Fred Barnes got it right in 2003: “Reagan was a small government conservative who declared in his inauguration address that government was the problem, not the solution. There, Bush begs to differ.”
In addition to rejecting small government philosophy, the issues that unified conservatives most during Bush-Cheney were definitively anti-libertarian: support for the Iraq War, the Patriot Act, warrantless wiretapping and “enhanced interrogation tactics.”
Some of Bush’s foreign policy decisions and national security measures must be viewed through a post 9-11 lens, but still do not justify his ultimate legacy from a conservative perspective: A Republican president explicitly rejected the core tenets of small government and constitutional liberty that had defined American conservatism for essentially its entire history.
Barry Goldwater famously said that “extremism in the defense of liberty” was no vice. Reagan believed conservatism proper was like a three-legged stool consisting of national security, religious and economic-libertarian conservatives.
Bush certainly represented national security conservatives. He was popular with religious conservatives.
But during his watch, the libertarian leg of Reagan’s stool was virtually non-existent.
So why, ultimately, did the last Republican administration fail so terribly in advancing conservatism? Because Bush-Cheney represented a Republican Party completely void of libertarian influence.
Those eight years reminded us that where the conservative movement has been the least conservative is also where it has been the least libertarian.

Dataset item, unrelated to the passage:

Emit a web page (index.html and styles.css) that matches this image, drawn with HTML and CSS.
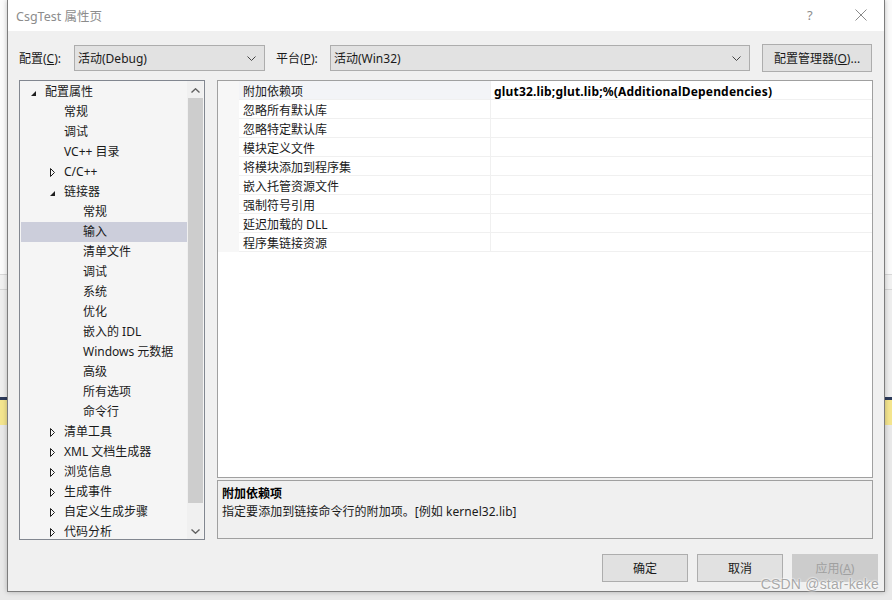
FILE: index.html
```html
<!DOCTYPE html>
<html lang="zh-CN">
<head>
<meta charset="utf-8">
<title>CsgTest 属性页</title>
<link rel="stylesheet" href="styles.css">
</head>
<body>
<div class="dialog">
  <div class="titlebar">
    <span class="title">CsgTest 属性页</span>
    <span class="help">?</span>
    <span class="close"><svg width="12" height="12" viewBox="0 0 12 12"><path d="M0.5 0.5 L11.5 11.5 M11.5 0.5 L0.5 11.5" stroke="#8a8a8a" stroke-width="1" fill="none"/></svg></span>
  </div>
  <div class="content">
    <div class="config-row">
      <span class="label l1">配置(<u>C</u>):</span>
      <div class="combo c1"><span>活动(Debug)</span><svg class="chev" width="9" height="5" viewBox="0 0 9 5"><path d="M0.5 0.5 L4.5 4.5 L8.5 0.5" stroke="#444" fill="none"/></svg></div>
      <span class="label l2">平台(<u>P</u>):</span>
      <div class="combo c2"><span>活动(Win32)</span><svg class="chev" width="9" height="5" viewBox="0 0 9 5"><path d="M0.5 0.5 L4.5 4.5 L8.5 0.5" stroke="#444" fill="none"/></svg></div>
      <button class="btn mgr">配置管理器(<u>O</u>)...</button>
    </div>
    <div class="main">
      <div class="tree">
        <div class="tree-list">
          <div class="node lv0"><span class="arr"><svg width="19" height="20"><path d="M10 9 L10 14 L5 14 Z" fill="#1e1e1e"/></svg></span>配置属性</div>
          <div class="node lv1"><span class="arr"></span>常规</div>
          <div class="node lv1"><span class="arr"></span>调试</div>
          <div class="node lv1"><span class="arr"></span>VC++ 目录</div>
          <div class="node lv1"><span class="arr"><svg width="19" height="20"><path d="M5.5 6.5 L9.5 10.5 L5.5 14.5 Z" fill="none" stroke="#1e1e1e"/></svg></span>C/C++</div>
          <div class="node lv1"><span class="arr"><svg width="19" height="20"><path d="M10 9 L10 14 L5 14 Z" fill="#1e1e1e"/></svg></span>链接器</div>
          <div class="node lv2"><span class="arr"></span>常规</div>
          <div class="node lv2 sel"><span class="arr"></span>输入</div>
          <div class="node lv2"><span class="arr"></span>清单文件</div>
          <div class="node lv2"><span class="arr"></span>调试</div>
          <div class="node lv2"><span class="arr"></span>系统</div>
          <div class="node lv2"><span class="arr"></span>优化</div>
          <div class="node lv2"><span class="arr"></span>嵌入的 IDL</div>
          <div class="node lv2"><span class="arr"></span>Windows 元数据</div>
          <div class="node lv2"><span class="arr"></span>高级</div>
          <div class="node lv2"><span class="arr"></span>所有选项</div>
          <div class="node lv2"><span class="arr"></span>命令行</div>
          <div class="node lv1"><span class="arr"><svg width="19" height="20"><path d="M5.5 6.5 L9.5 10.5 L5.5 14.5 Z" fill="none" stroke="#1e1e1e"/></svg></span>清单工具</div>
          <div class="node lv1"><span class="arr"><svg width="19" height="20"><path d="M5.5 6.5 L9.5 10.5 L5.5 14.5 Z" fill="none" stroke="#1e1e1e"/></svg></span>XML 文档生成器</div>
          <div class="node lv1"><span class="arr"><svg width="19" height="20"><path d="M5.5 6.5 L9.5 10.5 L5.5 14.5 Z" fill="none" stroke="#1e1e1e"/></svg></span>浏览信息</div>
          <div class="node lv1"><span class="arr"><svg width="19" height="20"><path d="M5.5 6.5 L9.5 10.5 L5.5 14.5 Z" fill="none" stroke="#1e1e1e"/></svg></span>生成事件</div>
          <div class="node lv1"><span class="arr"><svg width="19" height="20"><path d="M5.5 6.5 L9.5 10.5 L5.5 14.5 Z" fill="none" stroke="#1e1e1e"/></svg></span>自定义生成步骤</div>
          <div class="node lv1"><span class="arr"><svg width="19" height="20"><path d="M5.5 6.5 L9.5 10.5 L5.5 14.5 Z" fill="none" stroke="#1e1e1e"/></svg></span>代码分析</div>
        </div>
        <div class="vscroll">
          <div class="sarrow"><svg width="9" height="5" viewBox="0 0 9 5"><path d="M0.5 4.5 L4.5 0.8 L8.5 4.5" stroke="#606060" stroke-width="1.4" fill="none"/></svg></div>
          <div class="thumb"></div>
          <div class="sarrow"><svg width="9" height="5" viewBox="0 0 9 5"><path d="M0.5 0.5 L4.5 4.2 L8.5 0.5" stroke="#606060" stroke-width="1.4" fill="none"/></svg></div>
        </div>
      </div>
      <div class="right">
        <div class="grid">
          <div class="prow first"><span class="gut"></span><span class="pname">附加依赖项</span><span class="pval">glut32.lib;glut.lib;%(AdditionalDependencies)</span></div>
          <div class="prow"><span class="gut"></span><span class="pname">忽略所有默认库</span><span class="pval"></span></div>
          <div class="prow"><span class="gut"></span><span class="pname">忽略特定默认库</span><span class="pval"></span></div>
          <div class="prow"><span class="gut"></span><span class="pname">模块定义文件</span><span class="pval"></span></div>
          <div class="prow"><span class="gut"></span><span class="pname">将模块添加到程序集</span><span class="pval"></span></div>
          <div class="prow"><span class="gut"></span><span class="pname">嵌入托管资源文件</span><span class="pval"></span></div>
          <div class="prow"><span class="gut"></span><span class="pname">强制符号引用</span><span class="pval"></span></div>
          <div class="prow"><span class="gut"></span><span class="pname">延迟加载的 DLL</span><span class="pval"></span></div>
          <div class="prow"><span class="gut"></span><span class="pname">程序集链接资源</span><span class="pval"></span></div>
        </div>
        <div class="desc">
          <div class="desc-title">附加依赖项</div>
          <div class="desc-text">指定要添加到链接命令行的附加项。[例如 kernel32.lib]</div>
        </div>
      </div>
    </div>
    <div class="buttons">
      <button class="btn act">确定</button>
      <button class="btn act">取消</button>
      <button class="btn disabled">应用(<u>A</u>)</button>
    </div>
  </div>
  <div class="csdn">CSDN @star-keke</div>
</div>
</body>
</html>
```

FILE: styles.css
```css
* { box-sizing: border-box; }
html, body { margin: 0; padding: 0; }
body {
  width: 892px;
  height: 600px;
  overflow: hidden;
  padding-left: 7px;
  font-family: "Noto Sans", "Noto Sans CJK SC", sans-serif;
  font-size: 12px;
  color: #1a1a1a;
  background:
    linear-gradient(to bottom,
      #fbfbfb 0, #fbfbfb 274px,
      #d8d8d8 274px, #d8d8d8 275px,
      #f1f1f1 275px, #f1f1f1 289px,
      #d6d6d6 289px, #d6d6d6 290px,
      #eeeeee 290px, #eeeeee 397px,
      #2d3b5a 397px, #2d3b5a 400px,
      #f4e58e 400px, #f4e58e 425px,
      #e9e9e9 425px, #e9e9e9 600px);
}
.dialog {
  position: relative;
  width: 878px;
  height: 592px;
  background: #f0f0f0;
  border: 1px solid #7d7d7d;
  border-top: none;
  box-shadow: 0 0 5px rgba(0,0,0,0.25);
  display: flex;
  flex-direction: column;
}
.titlebar {
  height: 31px;
  background: #ffffff;
  display: flex;
  align-items: center;
  padding-left: 8px;
  padding-bottom: 1px;
  flex: none;
}
.title {
  color: #8c8c8c;
  font-size: 12.5px;
  flex: 1;
}
.help {
  color: #8c8c8c;
  font-size: 13px;
  width: 12px;
  margin-right: 36px;
}
.close {
  display: flex;
  margin-right: 17px;
}
.content {
  flex: 1;
  display: flex;
  flex-direction: column;
  padding: 13px 11px 10px 11px;
}
.config-row {
  display: flex;
  align-items: center;
  height: 28px;
}
.label { display: inline-block; color: #1a1a1a; }
.l1 { width: 55px; }
.l2 { width: 54px; margin-left: 11px; }
.combo {
  height: 26px;
  background: #e2e2e2;
  border: 1px solid #adadad;
  display: flex;
  align-items: center;
  justify-content: space-between;
  padding: 0 8px 0 3px;
}
.c1 { width: 191px; }
.c2 { width: 420px; }
.chev { display: block; }
.btn {
  font-family: inherit;
  font-size: 12px;
  color: #1a1a1a;
  background: #e1e1e1;
  border: 1px solid #adadad;
  height: 28px;
  padding: 0;
  margin: 0;
}
.mgr { width: 110px; margin-left: 12px; }
.main {
  display: flex;
  gap: 12px;
  margin-top: 8px;
  height: 460px;
}
.tree {
  width: 186px;
  height: 460px;
  border: 1px solid #828790;
  background: #f5f5f5;
  display: flex;
  overflow: hidden;
}
.tree-list {
  flex: 1;
  padding-left: 1px;
  padding-top: 1px;
  overflow: hidden;
}
.node {
  height: 20px;
  line-height: 20px;
  display: flex;
  white-space: nowrap;
}
.node.sel { background: #cccedb; }
.arr { width: 19px; flex: none; display: flex; }
.lv0 { padding-left: 5px; }
.lv1 { padding-left: 24px; }
.lv2 { padding-left: 43px; }
.vscroll {
  width: 16px;
  flex: none;
  background: #f0f0f0;
  display: flex;
  flex-direction: column;
  align-items: center;
  margin-right: 1px;
}
.sarrow {
  height: 17px;
  display: flex;
  align-items: center;
  justify-content: center;
  padding-top: 1px;
}
.thumb {
  width: 15px;
  flex: 1;
  background: #cdcdcd;
  margin-bottom: 19px;
}
.right {
  width: 656px;
  display: flex;
  flex-direction: column;
  gap: 2px;
}
.grid {
  height: 398px;
  background: #ffffff;
  border: 1px solid #a0a0a0;
  overflow: hidden;
}
.prow {
  display: flex;
  height: 19px;
  line-height: 17px;
}
.gut {
  width: 21px;
  flex: none;
  background: #f7f7f7;
}
.pname {
  width: 252px;
  flex: none;
  padding: 2px 0 0 4px;
  border-bottom: 1px solid #f0f0f0;
  border-right: 1px solid #f0f0f0;
}
.pval {
  flex: 1;
  padding: 2px 0 0 3px;
  font-weight: bold;
  color: #000;
  letter-spacing: 0.18px;
  border-bottom: 1px solid #f0f0f0;
  white-space: nowrap;
}
.prow.first .pname { background: #f3f4f7; }
.desc {
  height: 59px;
  border: 1px solid #a0a0a0;
  background: #f0f0f0;
  padding: 4px 4px 0 4px;
  line-height: 18px;
}
.desc-title { font-weight: bold; color: #000; }
.desc-text { letter-spacing: 0.05px; }
.buttons {
  display: flex;
  justify-content: flex-end;
  gap: 9px;
  margin-top: 14px;
  margin-right: -5px;
}
.buttons .btn { width: 86px; }
.btn.disabled {
  background: #cccccc;
  border-color: #cccccc;
  color: #a0a0a0;
}
.csdn {
  position: absolute;
  right: 5px;
  bottom: -1px;
  font-family: "Liberation Sans", "Noto Sans", sans-serif;
  font-size: 14px;
  color: #a8a8a8;
  text-shadow: 0 0 2px #fff, 0 0 2px #fff;
  letter-spacing: 0.2px;
}
```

Being libertarian means, first and foremost, holding the ideological position that government is undesirable. Liberals generally hold the ideological position that government is a democratic force for social change and justice, and thus, a positive good. Libertarians—and most conservatives, in most eras—have considered government positively bad: A leveling force that squelches creativity, natural diversity, inhibits the free market and hampers human innovation.
When President Obama or Senate Majority Leader Harry Reid accuse libertarian leaning Republicans of being “the party of no government” or “anarchists,” their accusations are factually ridiculous. But however perverse, they do denote an anti-government libertarian component that had theretofor been lacking in the GOP.
Goldwater and Reagan also emphasized this. Unfortunately, Goldwater’s brand of liberty was too extreme for America in 1964. Even so, as a product of Goldwater and that history, Reagan famously declared in 1975 that libertarianism was the “heart and soul of conservatism.”
One could argue that Goldwater-Reagan conservatism is outdated and in some ways it might be. Different eras call for different policies and ideas. But it is quite another thing to argue that limited government philosophy—the core of historic American conservatism—is outdated. I know very few conservatives who would say this.
If surveying the right’s ideological history, Goldwater’s vision, Reagan’s revolution and Bush’s failure all point to one hard-to-ignore fact for any conscious conservative: It is no doubt possible to be a libertarian without being a conservative. But it is, by definition, impossible to be a conservative without also, to some degree, being a libertarian.
In fact, Reagan’s axiom—that “government is not the solution to our problem, government is the problem”—is the eternal libertarian mantra.
Republicans worried about the rising tide of libertarianism in their party, or who think it’s a problem, forget that we already saw their libertarian-less GOP just a few short years ago. It was awful. We should not want to revisit that time again.
Huckabee, Graham, Santorum and others who fear that a more libertarian Republican Party is emerging, complain that this new GOP looks unfamiliar to them. They’re right. But it’s also not anything new.
Questioning whether conservatives should embrace libertarianism has never really been about libertarians.
It’s about whether conservatives intend to be conservative. Again.